Welfare

Dite a Salvini che i rom sono italiani

Dal primo Rapporto dell'associazione 21 luglio emerge che a vivere nei campi sono solo 40mila persone (lo 0,06% della popolazione), e oltre la metà dei rom presenti nel nostro paese sono italiani. I discorsi di odio nei loro confronti vengono per l'87% da esponenti politici

di Gabriella Meroni

Pochi, anzi pochissimi, e per la maggior parte italiani. Sono i rom presenti nel nostro paese censiti nel primo rapporto nazionale sulla condizione dei rom e dei sinti in Italia pubblicato ieri dall’Associazione 21 luglio in occasione appunto della Giornata Internazionale dei rom e dei sinti.
Il report, che indaga sull’anno passato per individuare la trama che ha intessuto le politiche attuate nel nostro Paese nei confronti di tali comunità, è stato presentato anche alla Presidente della Camera Laura Boldrini e sfata molti miti sui rom ampiamente radicati in Italia: primo, che sia in atto una sorta di invasione da parte di questi cittadini, e secondo, che gli stessi siano tutti stranieri.
Ecco come stanno invece realmente i fatti.
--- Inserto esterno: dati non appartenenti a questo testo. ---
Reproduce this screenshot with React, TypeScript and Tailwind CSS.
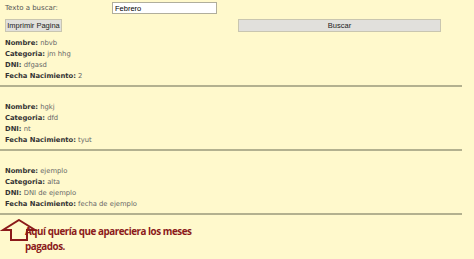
const records = [
  { nombre: "nbvb", categoria: "jm hhg", dni: "dfgasd", fecha: "2" },
  { nombre: "hgkj", categoria: "dfd", dni: "nt", fecha: "tyut" },
  { nombre: "ejemplo", categoria: "alta", dni: "DNI de ejemplo", fecha: "fecha de ejemplo" },
];

function Field({ label, value }: { label: string; value: string }) {
  return (
    <div className="h-[11px] leading-[11px] whitespace-nowrap">
      <span className="font-bold text-[#333]">{label}:</span>{" "}
      <span className="text-[#666]">{value}</span>
    </div>
  );
}

export default function App() {
  return (
    <div
      className="w-[474px] h-[259px] overflow-hidden bg-[#fff9cc] pt-[2px] text-[6.8px]"
      style={{ fontFamily: '"DejaVu Sans", sans-serif' }}
    >
      {/* search row */}
      <div className="flex items-center h-[12px] pl-[5px]">
        <span className="w-[107px] text-[7px] text-[#555]">Texto a buscar:</span>
        <input
          defaultValue="Febrero"
          className="w-[105px] h-[12px] bg-white border border-[#b0ae9c] px-[2px] text-[7.5px] text-black outline-none"
          style={{ fontFamily: '"Liberation Sans", sans-serif' }}
        />
      </div>

      {/* buttons */}
      <div
        className="flex items-center h-[13px] mt-[5px] pl-[5px] text-[7.5px] text-[#222]"
        style={{ fontFamily: '"Liberation Sans", sans-serif' }}
      >
        <button className="w-[57px] h-[13px] bg-[#e1e0dc] border border-[#c9c6b0] leading-none">
          Imprimir Pagina
        </button>
        <button className="ml-[176px] w-[203px] h-[13px] bg-[#e1e0dc] border border-[#c9c6b0] leading-none">
          Buscar
        </button>
      </div>

      {/* records */}
      <div className="mt-[6px] w-[462px]">
        {records.map((r, i) => (
          <div key={i} className={i === 0 ? "" : "pt-[15px]"}>
            <div className="pl-[5px]">
              <Field label="Nombre" value={r.nombre} />
              <Field label="Categoria" value={r.categoria} />
              <Field label="DNI" value={r.dni} />
              <Field label="Fecha Nacimiento" value={r.fecha} />
            </div>
            <div className="mt-[3px] h-[2px] bg-[#b3b18f]" />
          </div>
        ))}
      </div>

      {/* annotation */}
      <div className="relative">
        <svg
          className="absolute left-0 top-[-5px]"
          width="40"
          height="24"
          viewBox="0 0 40 24"
        >
          <polygon
            points="19,1 35,11 27,11 27,21 11,21 11,11 3,11"
            fill="none"
            stroke="#8b1a1a"
            strokeWidth="2"
            strokeLinejoin="miter"
          />
        </svg>
        <p
          className="relative ml-[25px] mt-[9px] w-[175px] text-[9.8px] tracking-[-0.45px] leading-[15px] font-bold text-[#8b1a1a]"
          style={{ fontFamily: '"Open Sans", sans-serif' }}
        >
          Aquí quería que apareciera los meses pagados.
        </p>
      </div>
    </div>
  );
}
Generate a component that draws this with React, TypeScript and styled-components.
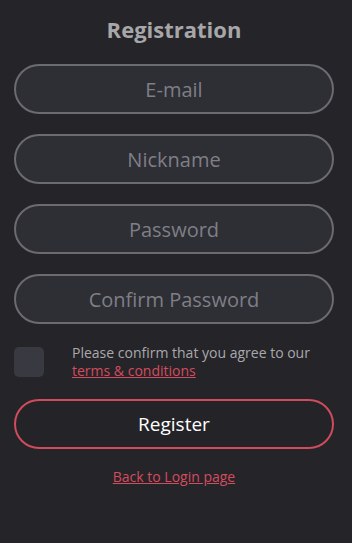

Oggi, in Italia, vivono circa 180 mila rom e sinti, che rappresentano lo 0,25% della popolazione. Il 50% di essi ha la cittadinanza italiana e 4 rom e sinti su 5 vivono in regolari abitazioni, studiano, lavorano e conducono una esistenza come quella di ogni altro cittadino, italiano o straniero, residente nel nostro Paese. La loro quotidianità, tuttavia, resta quasi sempre sconosciuta agli occhi della pubblica opinione, mentre più visibili, nelle cronache dei giornali e dei commenti degli esponenti politici, sono i circa 40mila che vivono nei cosiddetti “campi” – 1 rom su 5 sul totale dei presenti, lo 0,06% dei residenti in Italia.
Dal Rapporto emerge inoltre che in Italia il varo della Strategia Nazionale per l’Inclusione dei Rom, dei Sinti e dei Camminanti e il cambio di direzione da essa paventato non hanno significato un sostanziale mutamento delle loro condizioni di vita. Nei dodici mesi considerati sono inoltre avvenute decine di azioni di sgombero forzato: più di 230 nelle sole città di Roma e Milano. 
Tali politiche hanno una ricaduta sulla qualità della vita di un minore che vive all’interno dell’insediamento, segnando il suo futuro. Un “figlio del campo” avrà possibilità prossime allo zero di accedere a un percorso universitario, mentre le possibilità di frequentare le scuole superiori non supereranno l’1%. In 1 caso su 5 non inizierà mai il percorso scolastico. Soprattutto in tenera età avrà fino a 60 volte la probabilità – rispetto a un suo coetaneo non rom – di essere segnalato dal Servizio Sociale e di entrare in contatto con il sistema italiano di protezione dei minori. La sua aspettativa di vita risulterà mediamente più bassa di circa 10 anni rispetto al resto della popolazione mentre da maggiorenne avrà 7 possibilità su 10 di sentirsi discriminato a causa della propria etnia.
Ancora. Nel 2014 l’Osservatorio dell’Associazione 21 luglio ha registrato 443 episodi di discorsi d’odio contro i rom, di cui l’87% risulta riconducibile a esponenti politici. Numerosi sono stati gli episodi violenti – avvenuti per esempio a Poggioreale, Latina, Vimercate, Querceta, Città di Castello, Padova e Acilia – che hanno avuto per bersaglio i rom.